— BEGIN DATASET EXCERPT —
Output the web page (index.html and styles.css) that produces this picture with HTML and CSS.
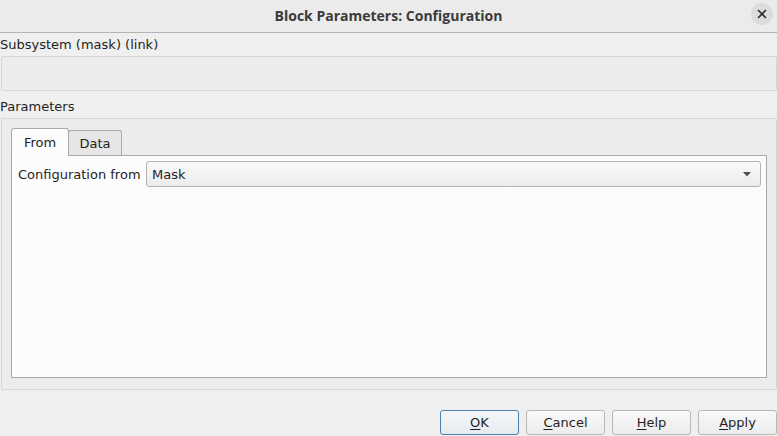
FILE: index.html
```html
<!DOCTYPE html>
<html>
<head>
<meta charset="utf-8">
<link rel="stylesheet" href="styles.css">
</head>
<body>
<div class="dialog">
  <div class="titlebar">
    <div class="title">Block Parameters: Configuration</div>
    <button class="close" aria-label="Close">
      <svg width="10" height="10" viewBox="0 0 10 10"><path d="M1 1L9 9M9 1L1 9" stroke="#2e2e2e" stroke-width="1.6" fill="none"/></svg>
    </button>
  </div>
  <div class="content">
    <div class="label">Subsystem (mask) (link)</div>
    <div class="descbox"></div>
    <div class="label params">Parameters</div>
    <div class="group">
      <div class="tabs">
        <div class="tab active">From</div>
        <div class="tab">Data</div>
      </div>
      <div class="pane">
        <div class="row">
          <span class="rowlabel">Configuration from</span>
          <div class="combo">
            <span>Mask</span>
            <svg class="arrow" width="8" height="5" viewBox="0 0 8 5"><path d="M0 0H8L4 4.5Z" fill="#505050"/></svg>
          </div>
        </div>
      </div>
    </div>
    <div class="buttons">
      <button class="btn default"><u>O</u>K</button>
      <button class="btn"><u>C</u>ancel</button>
      <button class="btn"><u>H</u>elp</button>
      <button class="btn"><u>A</u>pply</button>
    </div>
  </div>
</div>
</body>
</html>
```
FILE: styles.css
```css
* { box-sizing: border-box; }
html, body { margin: 0; padding: 0; }
body {
  width: 777px;
  height: 436px;
  overflow: hidden;
  background: #efefef;
  font-family: "DejaVu Sans", sans-serif;
  font-size: 13px;
  color: #2b2b2b;
}
.dialog { width: 777px; height: 436px; display: flex; flex-direction: column; }
.titlebar {
  height: 33px;
  background: #ebebeb;
  border-bottom: 1px solid #b4b4b4;
  display: flex;
  align-items: center;
  justify-content: center;
  position: relative;
}
.title {
  font-family: "Open Sans", "DejaVu Sans", sans-serif;
  font-weight: 700;
  font-size: 14px;
  color: #3a3a3a;
  margin-top: -2px;
}
.close {
  position: absolute;
  right: 4px;
  top: 3px;
  width: 22px;
  height: 22px;
  border-radius: 50%;
  border: none;
  background: #dcdcdc;
  display: flex;
  align-items: center;
  justify-content: center;
  padding: 0;
}
.content { flex: 1; display: flex; flex-direction: column; padding: 0 0 0 1px; }
.label { height: 23px; line-height: 23px; color: #1f1f1f; margin-left: -1px; }
.descbox {
  height: 35px;
  border: 1px solid #d6d6d6;
  border-radius: 2px;
  background: #ececec;
}
.params { margin-top: 4px; }
.group {
  height: 272px;
  border: 1px solid #d6d6d6;
  border-radius: 2px;
  background: #ececec;
  padding: 9px 9px 11px 9px;
  display: flex;
  flex-direction: column;
}
.tabs { display: flex; height: 27px; align-items: flex-end; position: relative; z-index: 1; }
.tab {
  height: 25px;
  border: 1px solid #ababab;
  border-bottom: none;
  border-radius: 3px 3px 0 0;
  background: #e6e6e6;
  line-height: 25px;
  color: #1f1f1f;
}
.tab.active {
  height: 28px;
  width: 58px;
  padding: 0;
  text-align: center;
  background: #fcfcfc;
  margin-bottom: -1px;
  line-height: 27px;
}
.tab:not(.active) { width: 54px; text-align: center; padding: 0; margin-left: -1px; }
.pane {
  flex: 1;
  border: 1px solid #a9a9a9;
  background: #fcfcfc;
  padding: 5px 5px 0 6px;
}
.row { display: flex; align-items: center; height: 26px; }
.rowlabel { width: 128px; color: #1f1f1f; }
.combo {
  flex: 1;
  height: 26px;
  border: 1px solid #b3b3b3;
  border-radius: 3px;
  background: linear-gradient(#f9f9f9, #ececec);
  display: flex;
  align-items: center;
  justify-content: space-between;
  padding: 0 9px 0 5px;
  color: #1f1f1f;
}
.arrow { display: block; }
.buttons {
  margin-top: auto;
  display: flex;
  justify-content: flex-end;
  gap: 7px;
  padding-bottom: 1px;
}
.btn {
  width: 79px;
  height: 25px;
  border: 1px solid #b9b9b9;
  border-radius: 3px;
  background: linear-gradient(#f8f8f8, #ececec);
  font-family: "DejaVu Sans", sans-serif;
  font-size: 13px;
  color: #1f1f1f;
  padding: 0;
}
.btn.default { border-color: #4a7fb0; background: linear-gradient(#f4f7fa, #e6ebf0); }
.btn u { text-decoration-thickness: 1px; text-underline-offset: 2px; }
```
— END DATASET EXCERPT —
— REQUIRED WORK —
Report each line of the material above where the word "styles" appears.

— OUTPUT OF THE EXERCISE —
Output the web page (index.html and styles.css) that produces this picture with HTML and CSS.
<link rel="stylesheet" href="styles.css">
FILE: styles.css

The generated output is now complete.